Copy each line of the data below with the word "that".

-- -- --

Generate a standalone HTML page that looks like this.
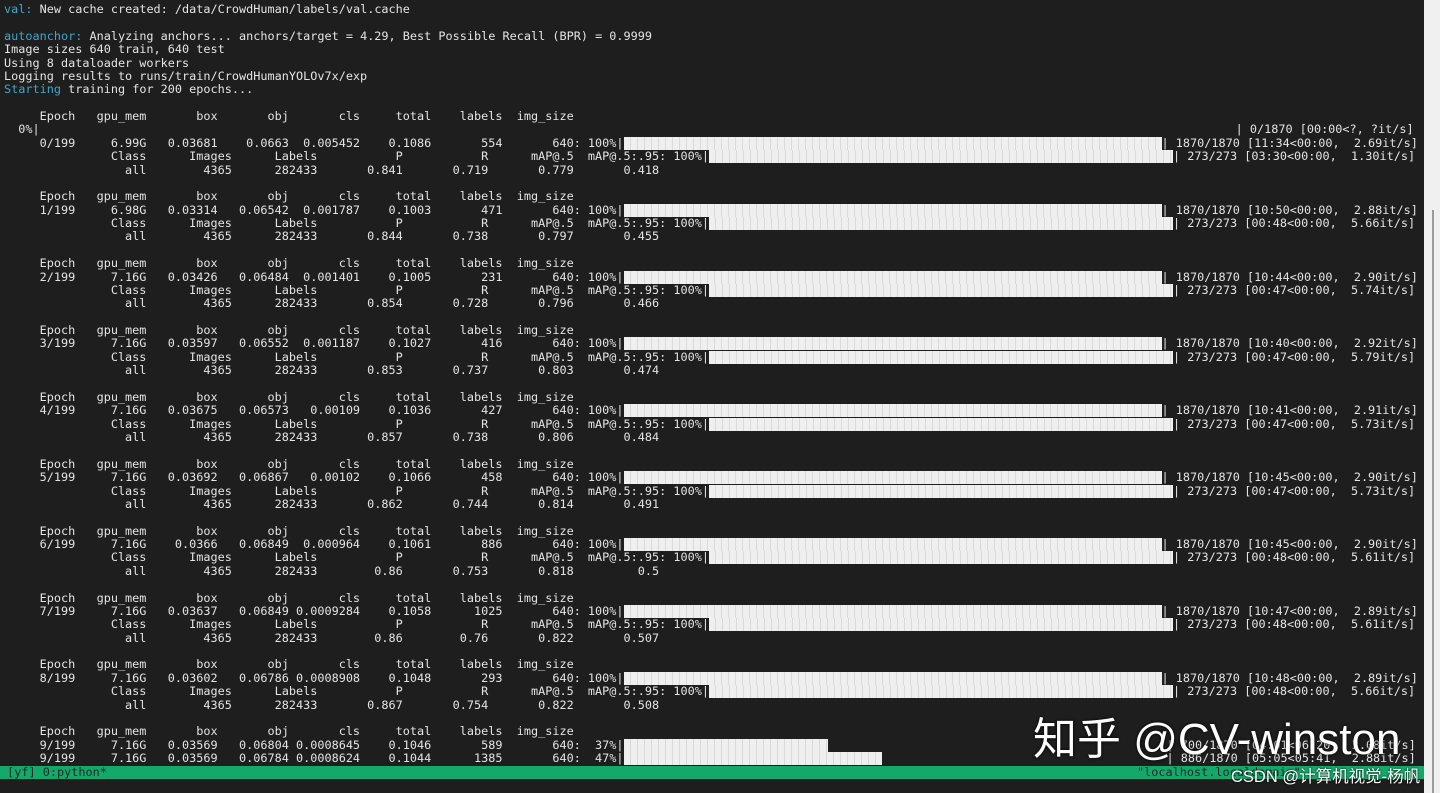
<!DOCTYPE html>
<html><head><meta charset="utf-8"><style>
html,body{margin:0;padding:0;width:1440px;height:793px;overflow:hidden;background:#1e1e1e;}
pre{position:absolute;left:4px;top:3px;margin:0;font-family:"DejaVu Sans Mono","Liberation Mono",monospace;font-size:11.83px;line-height:13.37px;color:#e4e4e4;white-space:pre;}
.c{color:#3ea6cc}
.b,.v,.p,.s{display:inline-block;height:13px;vertical-align:top;}
.b,.v,.p{background:#efefef repeating-linear-gradient(90deg,#efefef 0,#efefef 6px,#dadada 6px,#dadada 7px);}
.b{width:538px}.v{width:464px}
.sb{position:absolute;left:1424px;top:0;width:16px;height:793px;background:#f0f0f0;}
.th{position:absolute;left:1432px;top:210px;width:2px;height:583px;background:#9a9a9a;}
.st{position:absolute;left:0;top:766px;width:1424px;height:13px;background:#14a96b;font-family:"DejaVu Sans Mono","Liberation Mono",monospace;font-size:11.83px;line-height:13px;color:#1e2a22;white-space:pre;}
.wm{position:absolute;left:1033px;top:703px;font-family:"Liberation Sans","Noto Sans CJK SC",sans-serif;font-size:44px;color:#fff;text-shadow:0 0 3px #000;white-space:nowrap;}
.cs{position:absolute;left:1231px;top:763px;font-family:"Liberation Sans","Noto Sans CJK SC",sans-serif;font-size:16.5px;color:#fff;text-shadow:0 0 2px #000;white-space:nowrap;}
</style></head><body>
<pre><span class="c">val:</span> New cache created: /data/CrowdHuman/labels/val.cache

<span class="c">autoanchor:</span> Analyzing anchors... anchors/target = 4.29, Best Possible Recall (BPR) = 0.9999
Image sizes 640 train, 640 test
Using 8 dataloader workers
Logging results to runs/train/CrowdHumanYOLOv7x/exp
<span class="c">Starting</span> training for 200 epochs...

     Epoch   gpu_mem       box       obj       cls     total    labels  img_size
  0%|<span class="s" style="width:1196px"></span>| 0/1870 [00:00&lt;?, ?it/s]
     0/199     6.99G   0.03681    0.0663  0.005452    0.1086       554       640: 100%|<span class="b"></span>| 1870/1870 [11:34&lt;00:00,  2.69it/s]
               Class      Images      Labels           P           R      mAP@.5  mAP@.5:.95: 100%|<span class="v"></span>| 273/273 [03:30&lt;00:00,  1.30it/s]
                 all        4365      282433       0.841       0.719       0.779       0.418

     Epoch   gpu_mem       box       obj       cls     total    labels  img_size
     1/199     6.98G   0.03314   0.06542  0.001787    0.1003       471       640: 100%|<span class="b"></span>| 1870/1870 [10:50&lt;00:00,  2.88it/s]
               Class      Images      Labels           P           R      mAP@.5  mAP@.5:.95: 100%|<span class="v"></span>| 273/273 [00:48&lt;00:00,  5.66it/s]
                 all        4365      282433       0.844       0.738       0.797       0.455

     Epoch   gpu_mem       box       obj       cls     total    labels  img_size
     2/199     7.16G   0.03426   0.06484  0.001401    0.1005       231       640: 100%|<span class="b"></span>| 1870/1870 [10:44&lt;00:00,  2.90it/s]
               Class      Images      Labels           P           R      mAP@.5  mAP@.5:.95: 100%|<span class="v"></span>| 273/273 [00:47&lt;00:00,  5.74it/s]
                 all        4365      282433       0.854       0.728       0.796       0.466

     Epoch   gpu_mem       box       obj       cls     total    labels  img_size
     3/199     7.16G   0.03597   0.06552  0.001187    0.1027       416       640: 100%|<span class="b"></span>| 1870/1870 [10:40&lt;00:00,  2.92it/s]
               Class      Images      Labels           P           R      mAP@.5  mAP@.5:.95: 100%|<span class="v"></span>| 273/273 [00:47&lt;00:00,  5.79it/s]
                 all        4365      282433       0.853       0.737       0.803       0.474

     Epoch   gpu_mem       box       obj       cls     total    labels  img_size
     4/199     7.16G   0.03675   0.06573   0.00109    0.1036       427       640: 100%|<span class="b"></span>| 1870/1870 [10:41&lt;00:00,  2.91it/s]
               Class      Images      Labels           P           R      mAP@.5  mAP@.5:.95: 100%|<span class="v"></span>| 273/273 [00:47&lt;00:00,  5.73it/s]
                 all        4365      282433       0.857       0.738       0.806       0.484

     Epoch   gpu_mem       box       obj       cls     total    labels  img_size
     5/199     7.16G   0.03692   0.06867   0.00102    0.1066       458       640: 100%|<span class="b"></span>| 1870/1870 [10:45&lt;00:00,  2.90it/s]
               Class      Images      Labels           P           R      mAP@.5  mAP@.5:.95: 100%|<span class="v"></span>| 273/273 [00:47&lt;00:00,  5.73it/s]
                 all        4365      282433       0.862       0.744       0.814       0.491

     Epoch   gpu_mem       box       obj       cls     total    labels  img_size
     6/199     7.16G    0.0366   0.06849  0.000964    0.1061       886       640: 100%|<span class="b"></span>| 1870/1870 [10:45&lt;00:00,  2.90it/s]
               Class      Images      Labels           P           R      mAP@.5  mAP@.5:.95: 100%|<span class="v"></span>| 273/273 [00:48&lt;00:00,  5.61it/s]
                 all        4365      282433        0.86       0.753       0.818         0.5

     Epoch   gpu_mem       box       obj       cls     total    labels  img_size
     7/199     7.16G   0.03637   0.06849 0.0009284    0.1058      1025       640: 100%|<span class="b"></span>| 1870/1870 [10:47&lt;00:00,  2.89it/s]
               Class      Images      Labels           P           R      mAP@.5  mAP@.5:.95: 100%|<span class="v"></span>| 273/273 [00:48&lt;00:00,  5.61it/s]
                 all        4365      282433        0.86        0.76       0.822       0.507

     Epoch   gpu_mem       box       obj       cls     total    labels  img_size
     8/199     7.16G   0.03602   0.06786 0.0008908    0.1048       293       640: 100%|<span class="b"></span>| 1870/1870 [10:48&lt;00:00,  2.89it/s]
               Class      Images      Labels           P           R      mAP@.5  mAP@.5:.95: 100%|<span class="v"></span>| 273/273 [00:48&lt;00:00,  5.66it/s]
                 all        4365      282433       0.867       0.754       0.822       0.508

     Epoch   gpu_mem       box       obj       cls     total    labels  img_size
     9/199     7.16G   0.03569   0.06804 0.0008645    0.1046       589       640:  37%|<span class="p" style="width:204px"></span><span class="s" style="width:339px"></span>| 700/1870 [04:01&lt;06:20,  3.08it/s]
     9/199     7.16G   0.03569   0.06784 0.0008624    0.1044      1385       640:  47%|<span class="p" style="width:258px"></span><span class="s" style="width:285px"></span>| 886/1870 [05:05&lt;05:41,  2.88it/s]</pre>
<div class="st"> [yf] 0:python*<span style="position:absolute;left:1137px">"localhost.localdomain"</span></div>
<div class="sb"></div><div class="th"></div>
<div class="wm">知乎 @CV-winston</div>
<div class="cs">CSDN @计算机视觉-杨帆</div>
</body></html>
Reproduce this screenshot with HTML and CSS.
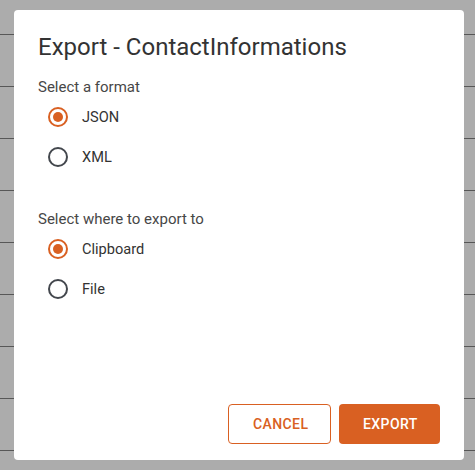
FILE: index.html
```html
<!DOCTYPE html>
<html lang="en">
<head>
<meta charset="utf-8">
<title>Export - ContactInformations</title>
<link rel="stylesheet" href="styles.css">
</head>
<body>
<div class="backdrop">
  <div class="dialog" role="dialog" aria-labelledby="dlg-title">
    <h2 class="dialog-title" id="dlg-title">Export - ContactInformations</h2>
    <div class="dialog-content">
      <div class="group">
        <div class="group-label">Select a format</div>
        <label class="radio checked"><span class="radio-icon"></span><span class="radio-text">JSON</span></label>
        <label class="radio"><span class="radio-icon"></span><span class="radio-text">XML</span></label>
      </div>
      <div class="group group-second">
        <div class="group-label">Select where to export to</div>
        <label class="radio checked"><span class="radio-icon"></span><span class="radio-text">Clipboard</span></label>
        <label class="radio"><span class="radio-icon"></span><span class="radio-text">File</span></label>
      </div>
    </div>
    <div class="dialog-actions">
      <button class="btn btn-outlined">CANCEL</button>
      <button class="btn btn-contained">EXPORT</button>
    </div>
  </div>
</div>
</body>
</html>
```
FILE: styles.css
```css
html, body {
  margin: 0;
  padding: 0;
  height: 100%;
}
body {
  font-family: Roboto, "Noto Sans", "Liberation Sans", sans-serif;
  background-color: #acacac;
  background-image: repeating-linear-gradient(
    to bottom,
    transparent 0px,
    transparent 33px,
    #575757 33px,
    #575757 34px,
    transparent 34px,
    transparent 52px
  );
  background-position: 0 1px;
}
.backdrop {
  position: fixed;
  inset: 0;
  padding: 10px 0 0 14px;
}
.dialog {
  width: 450px;
  height: 450px;
  box-sizing: border-box;
  background: #ffffff;
  border-radius: 4px;
  display: flex;
  flex-direction: column;
  padding: 21px 24px 16px 24px;
}
.dialog-title {
  margin: 0;
  font-size: 24px;
  line-height: 32px;
  font-weight: 400;
  color: #333333;
}
.dialog-content {
  padding-top: 14px;
}
.group-label {
  font-size: 15px;
  line-height: 20px;
  color: #474747;
}
.group-second {
  margin-top: 32px;
}
.radio {
  display: flex;
  align-items: center;
  height: 40px;
  cursor: pointer;
}
.radio-icon {
  width: 20px;
  height: 20px;
  box-sizing: border-box;
  border: 2px solid #43474d;
  border-radius: 50%;
  margin-left: 10px;
  position: relative;
  flex: none;
}
.radio.checked .radio-icon {
  border-color: #d96022;
}
.radio.checked .radio-icon::after {
  content: "";
  position: absolute;
  left: 3px;
  top: 3px;
  width: 10px;
  height: 10px;
  border-radius: 50%;
  background: #d96022;
}
.radio-text {
  margin-left: 14px;
  font-size: 14.6px;
  color: #333333;
}
.dialog-actions {
  margin-top: auto;
  display: flex;
  justify-content: flex-end;
  gap: 8px;
}
.btn {
  height: 40px;
  box-sizing: border-box;
  border-radius: 4px;
  font-family: Roboto, "Noto Sans", "Liberation Sans", sans-serif;
  font-size: 14px;
  font-weight: 500;
  letter-spacing: 0.4px;
  padding: 0 24px;
  cursor: pointer;
}
.btn-outlined {
  background: #ffffff;
  border: 1px solid #d96022;
  color: #d96022;
  width: 103px;
}
.btn-contained {
  background: #d96022;
  border: none;
  color: #ffffff;
  width: 101px;
}
```
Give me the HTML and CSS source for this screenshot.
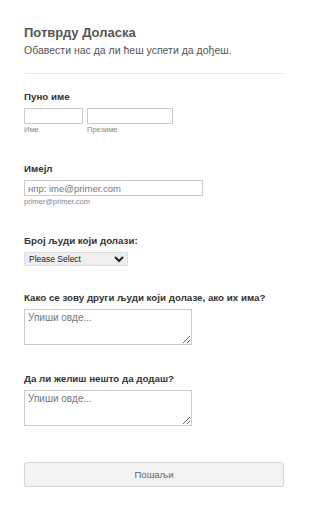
FILE: index.html
```html
<!DOCTYPE html>
<html lang="sr">
<head>
  <meta charset="UTF-8">
  <meta name="viewport" content="width=device-width, initial-scale=1.0">
  <title>Потврду Доласка</title>
  <link rel="stylesheet" href="styles.css">
</head>
<body>

  <form class="rsvp-form">
    <div class="form-header">
      <h1>Потврду Доласка</h1>
      <p>Обавести нас да ли ћеш успети да дођеш.</p>
    </div>

    <div class="field field-name">
      <label class="field-label">Пуно име</label>
      <div class="name-row">
        <div class="name-part">
          <input type="text" class="input-first">
          <span class="sublabel">Име</span>
        </div>
        <div class="name-part">
          <input type="text" class="input-last">
          <span class="sublabel">Презиме</span>
        </div>
      </div>
    </div>

    <div class="field field-email">
      <label class="field-label">Имејл</label>
      <input type="email" class="input-email" placeholder="нпр: ime@primer.com">
      <span class="sublabel">primer@primer.com</span>
    </div>

    <div class="field field-guests">
      <label class="field-label">Број људи који долази:</label>
      <select class="select-guests">
        <option>Please Select</option>
        <option>1</option>
        <option>2</option>
        <option>3</option>
      </select>
    </div>

    <div class="field field-others">
      <label class="field-label">Како се зову други људи који долазе, ако их има?</label>
      <textarea placeholder="Упиши овде..."></textarea>
    </div>

    <div class="field field-notes">
      <label class="field-label">Да ли желиш нешто да додаш?</label>
      <textarea placeholder="Упиши овде..."></textarea>
    </div>

    <div class="form-actions">
      <button type="submit">Пошаљи</button>
    </div>
  </form>

</body>
</html>
```

FILE: styles.css
```css
* {
  box-sizing: border-box;
  margin: 0;
  padding: 0;
  font-family: "Liberation Sans", Arial, sans-serif;
}

body {
  background-color: #fff;
  color: #555;
}

.rsvp-form {
  display: flex;
  flex-direction: column;
  width: 260px;
  margin-left: 24px;
  padding-top: 25px;
}

.form-header {
  padding-bottom: 16px;
  border-bottom: 1px solid #ececec;
}

.form-header h1 {
  font-size: 13px;
  line-height: 16px;
  color: #555;
}

.form-header p {
  margin-top: 3px;
  font-size: 10.5px;
  line-height: 13px;
  color: #555;
}

.field {
  display: flex;
  flex-direction: column;
  align-items: flex-start;
}

.field-label {
  font-size: 9.75px;
  font-weight: bold;
  line-height: 12px;
  color: #333;
  margin-bottom: 5px;
}

.field-name {
  margin-top: 17px;
}

.name-row {
  display: flex;
  gap: 4px;
}

.name-part {
  display: flex;
  flex-direction: column;
}

.sublabel {
  font-size: 7.5px;
  line-height: 9px;
  color: #888;
  margin-top: 1px;
}

input {
  height: 16px;
  border: 1px solid #ccc;
  background: #fff;
  padding: 0 3px;
  font-size: 9.5px;
  color: #555;
}

input::placeholder,
textarea::placeholder {
  color: #777;
}

.input-first {
  width: 59px;
}

.input-last {
  width: 86px;
}

.field-email {
  margin-top: 29px;
}

.input-email {
  width: 179px;
}

.field-guests {
  margin-top: 29px;
}

.select-guests {
  width: 104px;
  height: 14px;
  font-size: 8.5px;
  color: #222;
  border: 1px solid #ddd;
  background: #efefef;
  border-radius: 1px;
}

.field-others {
  margin-top: 26px;
}

.field-notes {
  margin-top: 28px;
}

textarea {
  width: 168px;
  height: 36px;
  border: 1px solid #ccc;
  padding: 2px 3px;
  font-size: 10px;
  color: #555;
}

.form-actions {
  margin-top: 36px;
}

.form-actions button {
  width: 100%;
  height: 25px;
  border: 1px solid #d4d4d4;
  border-radius: 3px;
  background: #f3f3f3;
  color: #666;
  font-size: 9.5px;
  box-shadow: 0 1px 1px rgba(0, 0, 0, 0.08);
}
```
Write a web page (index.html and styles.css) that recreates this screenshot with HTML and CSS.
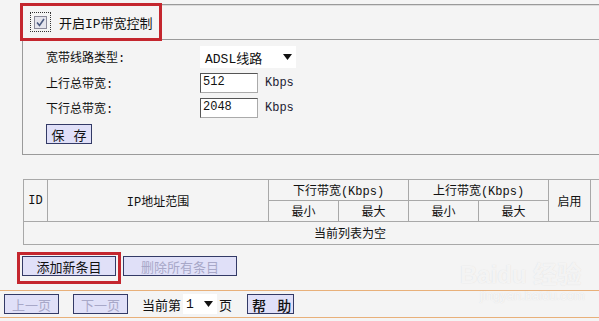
FILE: index.html
```html
<!DOCTYPE html>
<html lang="zh-CN">
<head>
  <meta charset="UTF-8">
  <title>IP带宽控制</title>
  <link rel="stylesheet" href="styles.css">
</head>
<body>
  <div class="page">
    <div class="ctl">
      <div class="ctl-head">
        <span class="focus"><span class="check"><svg width="11" height="11" viewBox="0 0 11 11"><path d="M2 5.5 L4.5 8.5 L9 2" fill="none" stroke="#4a5a80" stroke-width="1.6"/></svg></span></span>
        <span class="title">开启IP带宽控制</span>
      </div>
      <div class="form">
        <div class="row">
          <span class="label">宽带线路类型:</span>
          <div class="select"><span>ADSL线路</span><svg class="arrow" width="9" height="6" viewBox="0 0 9 6"><path d="M0 0 H9 L4.5 6 Z" fill="#111"/></svg></div>
        </div>
        <div class="row">
          <span class="label">上行总带宽:</span>
          <div class="input">512</div>
          <span class="unit">Kbps</span>
        </div>
        <div class="row">
          <span class="label">下行总带宽:</span>
          <div class="input">2048</div>
          <span class="unit">Kbps</span>
        </div>
        <button class="btn save">保&nbsp;存</button>
      </div>
    </div>

    <div class="grid">
      <table class="rules">
        <tr>
          <th rowspan="2" class="c-id">ID</th>
          <th rowspan="2" class="c-ip">IP地址范围</th>
          <th colspan="2">下行带宽(Kbps)</th>
          <th colspan="2">上行带宽(Kbps)</th>
          <th rowspan="2" class="c-on">启用</th>
          <th rowspan="2" class="c-op"></th>
        </tr>
        <tr>
          <th class="c-bw">最小</th>
          <th class="c-bw">最大</th>
          <th class="c-bw">最小</th>
          <th class="c-bw">最大</th>
        </tr>
        <tr>
          <td colspan="8" class="empty">当前列表为空</td>
        </tr>
      </table>
    </div>

    <div class="actions">
      <button class="btn wide">添加新条目</button>
      <button class="btn wide off">删除所有条目</button>
    </div>
  </div>

  <div class="pager">
    <button class="btn pg off">上一页</button>
    <button class="btn pg off">下一页</button>
    <span class="cur">当前第</span>
    <div class="pgsel"><span>1</span><svg width="9" height="6" viewBox="0 0 9 6"><path d="M0 0 H9 L4.5 6 Z" fill="#111"/></svg></div>
    <span class="cur">页</span>
    <button class="btn help">帮&nbsp;助</button>
  </div>

  <div class="mark mark-top"></div>
  <div class="mark mark-add"></div>
  <div class="wm">Bai<span class="paw">du</span> 经验<div class="wm-url">jingyan.baidu.com</div></div>
</body>
</html>
```

FILE: styles.css
```css
body {
  margin: 0;
  width: 599px;
  height: 321px;
  overflow: hidden;
  position: relative;
  background-color: #f4f4f4;
  color: #111;
  font-family: "Liberation Mono", "Noto Sans CJK SC", monospace;
  font-size: 12px;
}

.page {
  padding-left: 22px;
}

.ctl {
  margin-top: 4px;
  border-top: 1px solid #9a9a9a;
  box-shadow: inset 0 1px #dcdcdc;
}

.ctl-head {
  height: 34px;
  display: flex;
  align-items: center;
  border-bottom: 1px solid #9a9a9a;
}

.focus {
  margin-left: 8px;
  width: 19px;
  height: 18px;
  border: 1px dotted #333;
  display: flex;
  align-items: center;
  justify-content: center;
}

.check {
  width: 11px;
  height: 11px;
  border: 1px solid #8a8a9a;
  background-color: #e4e4ec;
  display: flex;
}

.title {
  margin-left: 8px;
  font-size: 13px;
}

.form {
  height: 115px;
  border-left: 1px solid #9a9a9a;
  border-bottom: 1px solid #9a9a9a;
  padding: 6px 0 0 23px;
  box-sizing: border-box;
}

.row {
  display: flex;
  align-items: center;
  margin-bottom: 5px;
}

.label {
  width: 154px;
}

.select {
  width: 96px;
  height: 22px;
  background-color: #fff;
  display: flex;
  align-items: center;
  justify-content: space-between;
  padding: 0 4px 0 5px;
  box-sizing: border-box;
  font-size: 13px;
}

.input {
  width: 58px;
  height: 20px;
  background-color: #fff;
  border: 1px solid #555;
  border-right-color: #aaa;
  border-bottom-color: #aaa;
  box-sizing: border-box;
  padding: 1px 2px;
}

.unit {
  margin-left: 7px;
  color: #223;
}

.btn {
  font-family: "Noto Sans CJK SC", sans-serif;
  font-size: 12px;
  height: 20px;
  padding: 0;
  background-color: #e0e0f8;
  border: 1px solid #333a66;
  color: #111;
}

.save {
  width: 46px;
  margin-top: 1px;
  font-size: 13px;
  letter-spacing: 3px;
  text-indent: 3px;
}

.grid {
  overflow: hidden;
}

.rules {
  margin-top: 24px;
  margin-left: 1px;
  width: 620px;
  border-collapse: collapse;
}

.rules th,
.rules td {
  border: 1px solid #a8a8a8;
  font-weight: normal;
  text-align: center;
  height: 20px;
  padding: 0;
}

.c-id { width: 23px; }
.c-ip { width: 220px; }
.c-bw { width: 69px; }
.c-on { width: 41px; }

.rules .empty {
  height: 22px;
  text-align: left;
  padding-left: 290px;
}

.actions {
  display: flex;
  gap: 7px;
  margin-top: 11px;
}

.wide {
  width: 94px;
  font-size: 13px;
}

.wide.off {
  width: 114px;
}

.off {
  color: #a8a8c8;
}

.pager {
  margin-top: 14px;
  height: 26px;
  border-top: 1px solid #e8b07a;
  border-bottom: 1px solid #e8b07a;
  display: flex;
  align-items: center;
  padding-left: 4px;
  font-family: "Noto Sans CJK SC", sans-serif;
}

.pg {
  width: 55px;
  margin-right: 14px;
  font-size: 13px;
}

.cur {
  font-size: 13px;
}

.pgsel {
  width: 34px;
  height: 20px;
  background-color: #fff;
  display: flex;
  align-items: center;
  justify-content: space-between;
  padding: 0 4px 0 3px;
  box-sizing: border-box;
  margin: 0 2px;
  font-family: "Liberation Mono", monospace;
  font-size: 13px;
}

.help {
  width: 47px;
  margin-left: 15px;
  font-size: 14px;
  font-weight: 500;
  letter-spacing: 4px;
  text-indent: 4px;
}

.mark {
  position: absolute;
  border: 3px solid #c4262e;
  box-sizing: border-box;
}

.mark-top {
  left: 20px;
  top: 3px;
  width: 142px;
  height: 38px;
}

.mark-add {
  left: 17px;
  top: 252px;
  width: 104px;
  height: 32px;
}

.wm {
  position: absolute;
  left: 460px;
  top: 262px;
  color: rgba(255, 255, 255, 0.7);
  text-shadow: 0 0 1px rgba(170, 170, 170, 0.35);
  font-family: "Liberation Sans", "Noto Sans CJK SC", sans-serif;
  font-size: 24px;
  font-weight: bold;
  line-height: 26px;
}

.wm-url {
  font-size: 13px;
  font-weight: normal;
  line-height: 16px;
  margin-left: 20px;
}
```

-- -- --

§ RESULT OF THE TASK
Generate a standalone HTML page that looks like this.
Write a web page (index.html and styles.css) that recreates this screenshot with HTML and CSS.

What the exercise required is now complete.